15 de marzo 2024
Durante todo este sexenio se ha debatido mucho sobre la polarización diaria de la vida pública, incentivada por el Gobierno, sus oposiciones, pero, sobre todo, por el propio presidente de México desde su privilegiado espacio matutino. Si esa polarización, que es social, política e ideológica, puede ser dañina para el funcionamiento democrático, la actual polarización electoral, de final del sexenio, no sólo es inevitable sino necesaria.
El partidismo invade la opinión pública, en vísperas de la contienda electoral. Para México se trata de un virtual bipartidismo, muy ajeno a su tradición política reciente. En las cinco últimas elecciones federales, de 1994 para acá, han participado tres opciones con respaldo demográfico considerable: una ganadora, otra intermedia y un tercer lugar con peso relativo.
Para hacernos una idea de ese esquema tripartito habría tan sólo que recordar que el tercer lugar, en 1994, con Cuauhtémoc Cárdenas y el PRD ganó casi 6 millones de votos. En el 2000, otra vez Cárdenas y el PRD alcanzaron más de seis millones doscientos mil votos. Entre 2006 y 2018, esa tercera posición obtuvo más de 9 millones con Roberto Madrazo y el PRI en 2006, más de 12 con Josefina Vázquez Mota y el PAN en 2012 y, otra vez, más de 9 con José Antonio Meade y el PRI en 2018.
La mayoría de las encuestas dan una ventaja sólida a Claudia Sheinbaum sobre Xóchitl Gálvez, pero también registran un crecimiento más acelerado de la candidatura de la segunda. Si el escenario electoral es de cierre entre esas dos alternativas, la polarización electoral podría traducirse en un bipartidismo de facto, aunque cada opción no responde a un partido sino a una alianza o coalición de partidos.

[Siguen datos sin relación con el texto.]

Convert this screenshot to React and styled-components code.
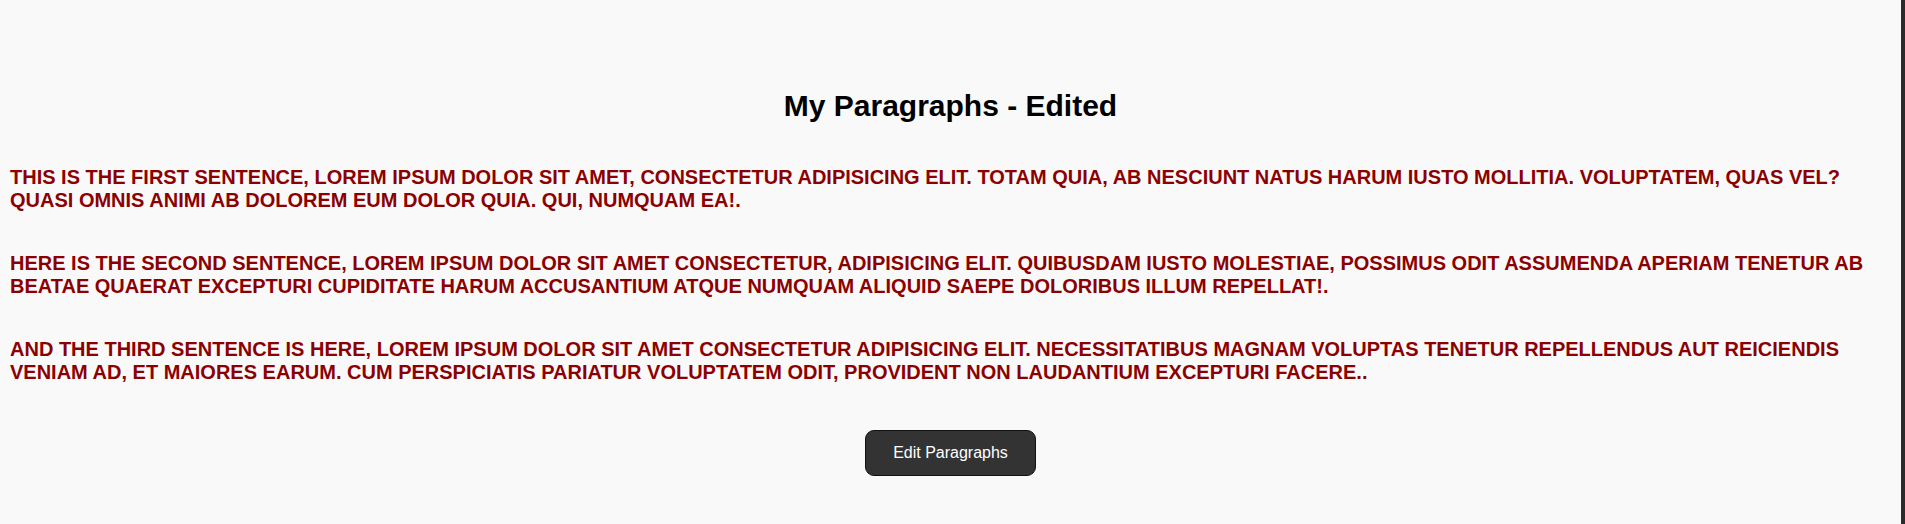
import React from "react";
import styled, { createGlobalStyle } from "styled-components";

const GlobalStyle = createGlobalStyle`
  html, body {
    margin: 0;
    padding: 0;
    background: #2b2b2b;
  }
  body {
    font-family: "Liberation Sans", Arial, sans-serif;
  }
`;

const Page = styled.main`
  min-height: 524px;
  box-sizing: border-box;
  margin-right: 4px;
  background: #f9f9f9;
  padding: 89px 10px 40px;
  display: flex;
  flex-direction: column;
  align-items: center;
`;

const Title = styled.h1`
  margin: 0 0 43px;
  font-size: 30px;
  font-weight: bold;
  color: #000;
  text-align: center;
`;

const Paragraph = styled.p`
  align-self: stretch;
  margin: 0 0 40px;
  font-size: 20px;
  line-height: 23px;
  font-weight: bold;
  text-transform: uppercase;
  color: #8b0000;
`;

const Button = styled.button`
  margin-top: 6px;
  padding: 13px 27px;
  font-family: "Liberation Sans", Arial, sans-serif;
  font-size: 16px;
  color: #fff;
  background: #333;
  border: 1px solid #111;
  border-radius: 9px;
  cursor: pointer;
`;

const paragraphs = [
  "This is the first sentence, Lorem ipsum dolor sit amet, consectetur adipisicing elit. Totam quia, ab nesciunt natus harum iusto mollitia. Voluptatem, quas vel? Quasi omnis animi ab dolorem eum dolor quia. Qui, numquam ea!.",
  "Here is the second sentence, Lorem ipsum dolor sit amet consectetur, adipisicing elit. Quibusdam iusto molestiae, possimus odit assumenda aperiam tenetur ab beatae quaerat excepturi cupiditate harum accusantium atque numquam aliquid saepe doloribus illum repellat!.",
  "And the third sentence is here, Lorem ipsum dolor sit amet consectetur adipisicing elit. Necessitatibus magnam voluptas tenetur repellendus aut reiciendis veniam ad, et maiores earum. Cum perspiciatis pariatur voluptatem odit, provident non laudantium excepturi facere..",
];

export default function App() {
  return (
    <>
      <GlobalStyle />
      <Page>
        <Title>My Paragraphs - Edited</Title>
        {paragraphs.map((text, i) => (
          <Paragraph key={i}>{text}</Paragraph>
        ))}
        <Button type="button">Edit Paragraphs</Button>
      </Page>
    </>
  );
}
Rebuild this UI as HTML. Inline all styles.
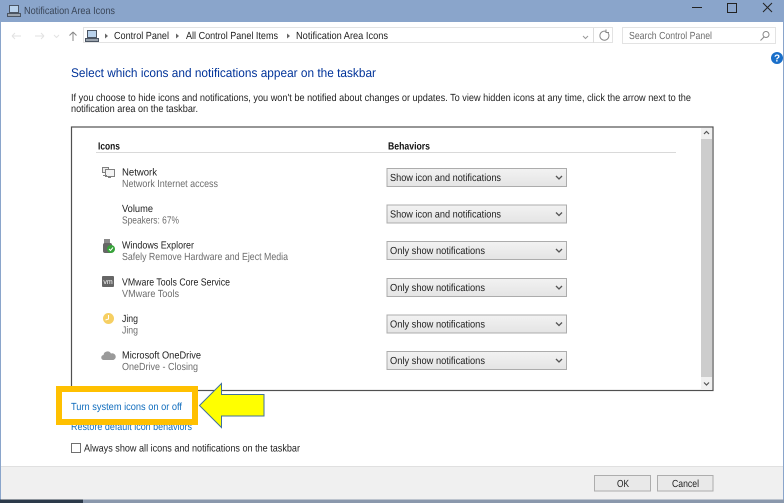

Una de las ventajas de ese escenario, triunfe quien triunfe, sería que la ganadora no podría detentar una hegemonía arrolladora. La aspiración al carro completo, tan a flor de piel en los sectores más triunfalistas de Morena y la 4T, se desvanecería en un final cerrado entre Claudia y Xóchitl, ya que a pesar de la recurrencia al voto dividido, el buen desempeño de cada candidata favorecerá a su alianza a nivel legislativo.
Otra de las ventajas de una competencia reñida entre las dos candidatas es que produciría la primera sucesión femenina en la historia de México. Desde los tiempos de Porfirio Díaz, la sucesión presidencial ha sido uno de los grandes dilemas del sistema político mexicano. Hasta el año 2000, esa sucesión se produjo siempre sin alternancia, en diversos contextos autoritarios. Ahora deberá producirse, además, a favor de una mujer.
El inmediatismo de la pugna electoral impide ver la importancia de ese fenómeno en la larga duración de la historia de México. Una importancia que se extiende, también, al contexto latinoamericano, donde México ejerce un liderazgo natural y no siempre bien capitalizado. La presidenta, sea quien sea, debería ejercer contrapesos a viejos y nuevos autoritarismos regionales, todos encabezados por hombres.